Interruptions will kill your productivity. Tasks take longer, even when you factor out the time spent on the interruption. Mistakes creep in as you lose continuity and focus. You feel stressed out.

Geek Productivity

Do everything you can to minimize interruptions. Check for mail less frequently. Put your phone on Do Not Disturb. Put on headphones, even if you don’t listen to anything. An ounce of prevention is worth a pound of cure.

Not all interruptions can be prevented. It may even be your job to be interrupted. If that’s the case, don’t stress out at the interruption—remind yourself you’re doing real work.

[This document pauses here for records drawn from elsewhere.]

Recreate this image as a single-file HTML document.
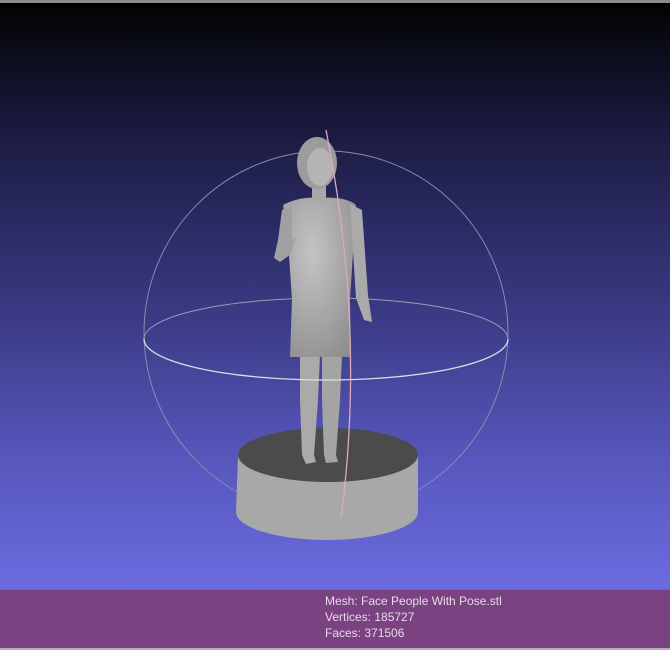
<!DOCTYPE html>
<html><head><style>
body{margin:0;width:670px;height:650px;overflow:hidden;background:#000}
.bg{position:absolute;left:0;top:0;width:670px;height:589px;background:linear-gradient(#000 0px,#05060c 20px,#1e1e48 150px,#38377f 300px,#5555b9 450px,#6b6ce0 589px)}
.top{position:absolute;left:0;top:0;width:670px;height:3px;background:#8a8a8a}
.bar{position:absolute;left:0;top:589px;width:670px;height:59px;background:#7b4282;border-top:1px solid #6e5fc0}
.bot{position:absolute;left:0;top:648px;width:670px;height:2px;background:#b8a8c0}
.txt{position:absolute;left:325px;top:593px;font:12px/16px "Liberation Sans",sans-serif;color:#e6dcea}
svg{position:absolute;left:0;top:0}
</style></head><body>
<div class="bg"></div><div class="top"></div>
<svg width="670" height="589">
<defs>
<radialGradient id="g" cx="0.4" cy="0.35" r="0.8"><stop offset="0" stop-color="#c4c4c4"/><stop offset="1" stop-color="#8c8c8c"/></radialGradient>
</defs>
<circle cx="326" cy="333" r="182" fill="none" stroke="#8a8ab0" stroke-width="1"/>
<path d="M144,339 A182,41 0 0 1 508,339" fill="none" stroke="#9a9ab8" stroke-width="1"/>
<path d="M238,455 L236,512 A91,28 0 0 0 418,512 L418,455 Z" fill="#a8a8a8"/>
<ellipse cx="328" cy="455" rx="90" ry="27" fill="#4b4b4b"/>
<path d="M300,355 L320,355 L318,400 L314,455 L316,462 L306,464 L302,455 L300,400 Z" fill="#aaaaaa"/>
<path d="M322,355 L342,355 L340,400 L336,455 L338,462 L326,463 L324,455 L322,400 Z" fill="#a4a4a4"/>
<path d="M283,205 Q300,196 320,198 Q345,196 356,205 L350,300 L351,357 L290,357 L292,300 L288,240 Z" fill="url(#g)"/>
<path d="M282,210 L292,206 L292,240 L296,238 L290,255 L280,262 L274,258 L278,240 Z" fill="#a0a0a0"/>
<path d="M350,204 L362,210 L368,295 L372,322 L364,320 L356,298 Z" fill="#aaaaaa"/>
<rect x="312" y="182" width="14" height="20" fill="#a8a8a8"/>
<ellipse cx="317" cy="163" rx="20" ry="26" fill="#9c9c9c"/>
<ellipse cx="320" cy="167" rx="13" ry="19" fill="#b4b4b4"/>
<path d="M144,339 A182,41 0 0 0 508,339" fill="none" stroke="#c8e8e0" stroke-width="1.3"/>
<path d="M326,130 Q366,330 341,518" fill="none" stroke="#e0a8c0" stroke-width="1.3"/>
</svg>
<div class="bar"></div><div class="bot"></div>
<div class="txt">Mesh: Face People With Pose.stl<br>Vertices: 185727<br>Faces: 371506</div>
</body></html>
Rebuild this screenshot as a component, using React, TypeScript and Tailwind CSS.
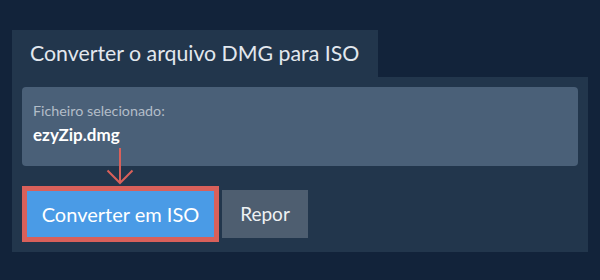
export default function App() {
  return (
    <div
      className="relative w-[600px] h-[280px] bg-[#12233a] pt-[30px] px-[12px] overflow-hidden"
      style={{ fontFamily: "Lato, 'Noto Sans', sans-serif" }}
    >
      <div className="inline-flex items-center h-[47px] pl-[18px] pr-[19px] bg-[#22364c] text-[21.3px] text-[#e3e8ee]">
        Converter o arquivo DMG para ISO
      </div>
      <div className="bg-[#22364c] px-[10px] pt-[10px] pb-[10px]">
        <div className="h-[79px] rounded-[4px] bg-[#4a6078] px-[11px] pt-[15px]">
          <div className="text-[14.3px] leading-[17px] text-[#b3bdc8]">Ficheiro selecionado:</div>
          <div className="mt-[6px] text-[17px] leading-[19px] font-bold text-white">ezyZip.dmg</div>
        </div>
        <div className="mt-[20px] flex items-center gap-[3px]">
          <div className="border-[5px] border-[#d9605a]">
            <button className="w-[187px] h-[46px] bg-[#4a9be6] text-white text-[20px]">
              Converter em ISO
            </button>
          </div>
          <button className="w-[86px] h-[48px] bg-[#4e5e70] text-[#eef1f4] text-[19px]">
            Repor
          </button>
        </div>
      </div>
      <svg
        className="absolute left-[106px] top-[147px]"
        width="28"
        height="38"
        viewBox="0 0 28 38"
        fill="none"
        stroke="#d9605a"
        strokeWidth="2"
      >
        <path d="M14 1 V36" />
        <path d="M1.5 23.5 L14 36 L26.5 23.5" />
      </svg>
    </div>
  );
}
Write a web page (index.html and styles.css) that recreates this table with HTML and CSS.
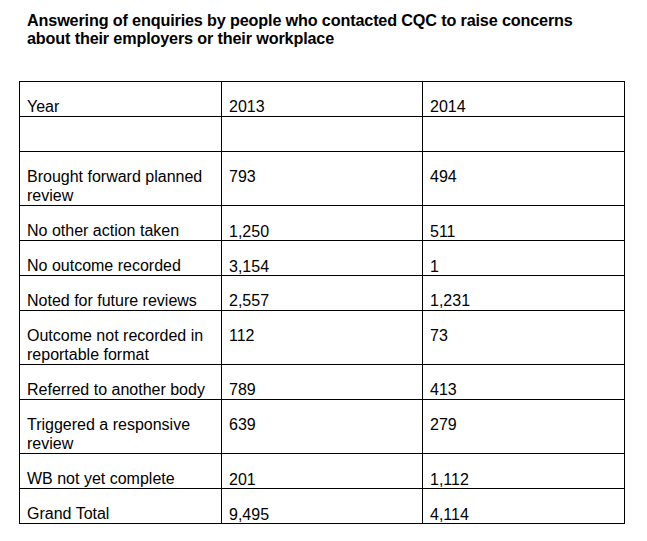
FILE: index.html
```html
<!DOCTYPE html>
<html lang="en">
<head>
<meta charset="utf-8">
<title>Answering of enquiries</title>
<link rel="stylesheet" href="styles.css">
</head>
<body>
<main class="page">
  <h1 class="title">Answering of enquiries by people who contacted CQC to raise concerns about their employers or their workplace</h1>
  <table class="data">
    <colgroup>
      <col class="c1"><col class="c2"><col class="c3">
    </colgroup>
    <tbody>
      <tr><td>Year</td><td>2013</td><td>2014</td></tr>
      <tr><td>&nbsp;</td><td></td><td></td></tr>
      <tr><td>Brought forward planned review</td><td>793</td><td>494</td></tr>
      <tr><td>No other action taken</td><td class="low">1,250</td><td class="low">511</td></tr>
      <tr><td>No outcome recorded</td><td class="low">3,154</td><td class="low">1</td></tr>
      <tr><td>Noted for future reviews</td><td>2,557</td><td>1,231</td></tr>
      <tr><td>Outcome not recorded in reportable format</td><td>112</td><td>73</td></tr>
      <tr><td>Referred to another body</td><td>789</td><td>413</td></tr>
      <tr><td>Triggered a responsive review</td><td>639</td><td>279</td></tr>
      <tr><td>WB not yet complete</td><td class="low">201</td><td class="low">1,112</td></tr>
      <tr><td>Grand Total</td><td class="low">9,495</td><td class="low">4,114</td></tr>
    </tbody>
  </table>
</main>
</body>
</html>
```

FILE: styles.css
```css
html, body {
  margin: 0;
  padding: 0;
  background: #ffffff;
}

.page {
  padding: 11px 0 0 19px;
  font-family: "Liberation Sans", Arial, sans-serif;
  color: #000;
}

.title {
  margin: 0 0 34px 8px;
  width: 575px;
  font-size: 16.2px;
  line-height: 18px;
  font-weight: bold;
  letter-spacing: -0.15px;
}

.data {
  border-collapse: collapse;
  table-layout: fixed;
  width: 605px;
  font-size: 16px;
  line-height: 19px;
}

.c1 { width: 202px; }
.c2 { width: 201px; }
.c3 { width: 202px; }

.data td {
  border: 1px solid #000;
  padding: 15px 4px 0 7px;
  vertical-align: top;
  text-align: left;
}

.data td.low {
  padding-top: 0;
  line-height: 16px;
  vertical-align: bottom;
}
```
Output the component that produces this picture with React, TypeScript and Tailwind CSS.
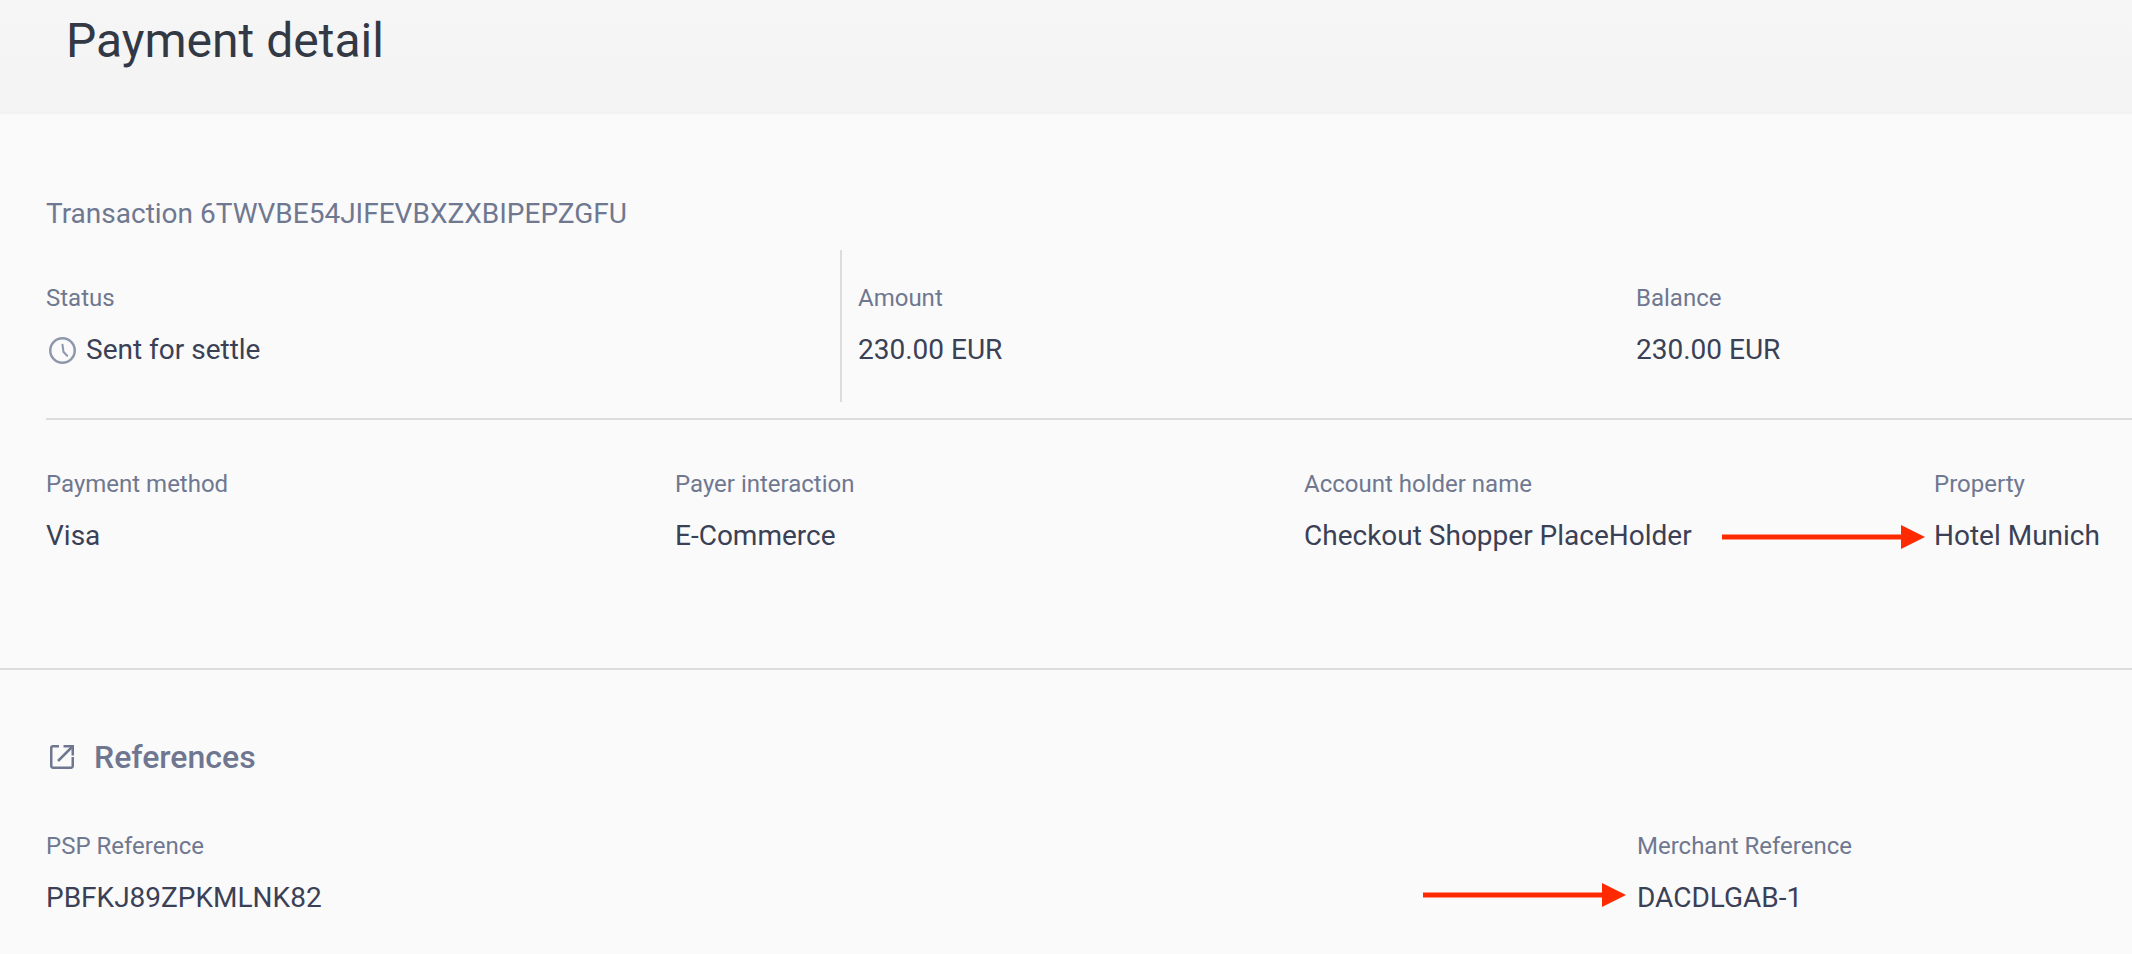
function Field({ label, value, className }: { label: string; value: string; className?: string }) {
  return (
    <div className={className}>
      <div className="text-[24px] leading-[30px] text-[#6f7890]">{label}</div>
      <div className="mt-[19px] text-[28px] leading-[36px] text-[#3a4156] whitespace-nowrap">{value}</div>
    </div>
  );
}

function ClockIcon() {
  return (
    <svg width="27" height="27" viewBox="0 0 26 26" fill="none" stroke="#8f97ad" strokeWidth="2.4" strokeLinecap="round" strokeLinejoin="round">
      <circle cx="13" cy="13" r="11.8" />
      <path d="M13 7.5 L14 14.5 L17.5 18" strokeWidth="2" />
    </svg>
  );
}

function OpenIcon() {
  return (
    <svg width="24" height="24" viewBox="0 0 24 24" fill="none" stroke="#6f7690" strokeWidth="2.5">
      <path d="M9 1.25 H3 A1.75 1.75 0 0 0 1.25 3 V21 A1.75 1.75 0 0 0 3 22.75 H21 A1.75 1.75 0 0 0 22.75 21 V12" />
      <path d="M8 16 L22.5 1.5" />
      <path d="M13.5 1.25 H22.75 V10.5" />
    </svg>
  );
}

// red annotation arrow laid over the page
function Arrow({ className }: { className: string }) {
  return (
    <svg className={className} width="204" height="24" viewBox="0 0 204 24">
      <rect x="0" y="9.5" width="180" height="5" fill="#ff2a00" />
      <polygon points="179,0 203,12 179,24" fill="#ff2a00" />
    </svg>
  );
}

export default function App() {
  return (
    <div className="relative h-[954px] w-[2132px] overflow-hidden bg-[#fafafa] font-['Roboto',sans-serif]">
      <header className="h-[114px] bg-gradient-to-b from-[#f6f6f6] to-[#f3f3f3] pl-[66px] pt-[13px]">
        <h1 className="text-[48px] leading-[56px] text-[#333845]">Payment detail</h1>
      </header>

      <section className="h-[556px] border-b-2 border-[#dcdcdc] pl-[46px] pt-[84px]">
        <div className="h-[32px] text-[28px] leading-[32px] text-[#6f7890]">Transaction 6TWVBE54JIFEVBXZXBIPEPZGFU</div>
        <div className="mt-[20px] flex h-[152px]">
          <div className="w-[794px] shrink-0 pt-[33px]">
            <div className="text-[24px] leading-[30px] text-[#6f7890]">Status</div>
            <div className="mt-[19px] flex items-center gap-[10px] pl-[3px] text-[28px] leading-[36px] text-[#3a4156]">
              <ClockIcon />
              <span>Sent for settle</span>
            </div>
          </div>
          <div className="flex border-l-2 border-[#dcdcdc] pl-[16px] pt-[33px]">
            <Field label="Amount" value="230.00 EUR" className="w-[778px] shrink-0" />
            <Field label="Balance" value="230.00 EUR" className="w-[400px] shrink-0" />
          </div>
        </div>
        <div className="mt-[16px] h-[2px] bg-[#dcdcdc]" />
        <div className="mt-[49px] flex">
          <Field label="Payment method" value="Visa" className="w-[629px] shrink-0" />
          <Field label="Payer interaction" value="E-Commerce" className="w-[629px] shrink-0" />
          <Field label="Account holder name" value="Checkout Shopper PlaceHolder" className="w-[630px] shrink-0" />
          <Field label="Property" value="Hotel Munich" className="w-[300px] shrink-0" />
        </div>
      </section>

      <section className="pl-[46px] pt-[67px]">
        <div className="flex items-center gap-[20px] pl-[4px]">
          <OpenIcon />
          <h2 className="text-[32px] leading-[40px] font-medium text-[#6f7690]">References</h2>
        </div>
        <div className="mt-[54px] flex">
          <Field label="PSP Reference" value="PBFKJ89ZPKMLNK82" className="w-[1591px] shrink-0" />
          <Field label="Merchant Reference" value="DACDLGAB-1" className="w-[400px] shrink-0" />
        </div>
      </section>

      <Arrow className="absolute left-[1722px] top-[525px]" />
      <Arrow className="absolute left-[1423px] top-[883px]" />
    </div>
  );
}
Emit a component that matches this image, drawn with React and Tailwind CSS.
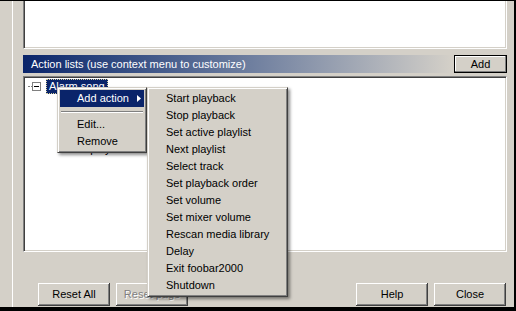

When you plan your day, allow for interruptions. Estimate how much you can get done today, then schedule half of that for today and half for tomorrow. If you finish today’s tasks (congratulations!) you can always get ahead by starting on tomorrow, or you can take a well-deserved break. If you really want to get ahead, spend some of that bonus time in Quadrant 2.

Anything that truly needs to get done today should be considered a big rock. Schedule it.

What do you do with the gravel that comes in?

The main benefit of planning your day is that you know what you’re facing when interruptions come in. You have a prioritized list of what you need to do today—use it! When an interruption comes in, see where it fits on your list.

  • If the interruption is more important than what you’re currently working on, find a good point to set aside your current task and change gears.
  • If the interruption is less important than your least-important task for the day, just put the task in your inbox. You’ll process it later.
  • If the interruption is somewhere in between, work your way down your prioritized list for the day until you find an appropriate place for it.

A plan is often worth less than the paper it’s written on. Priorities change. I couldn’t tell you the number of days I’ve spent fixing something I didn’t even know was broken when I arrived at work. Or working on a feature I hadn’t planned to get to for another couple weeks. Or helping a coworker get something working for a demo.

The power and value of planning isn’t the plan you come up with. It’s the clarity you get on what you have to get done. When interruptions, problems, obstacles, and opportunities arise, you know how to handle them. A plan is nothing, but planning is everything.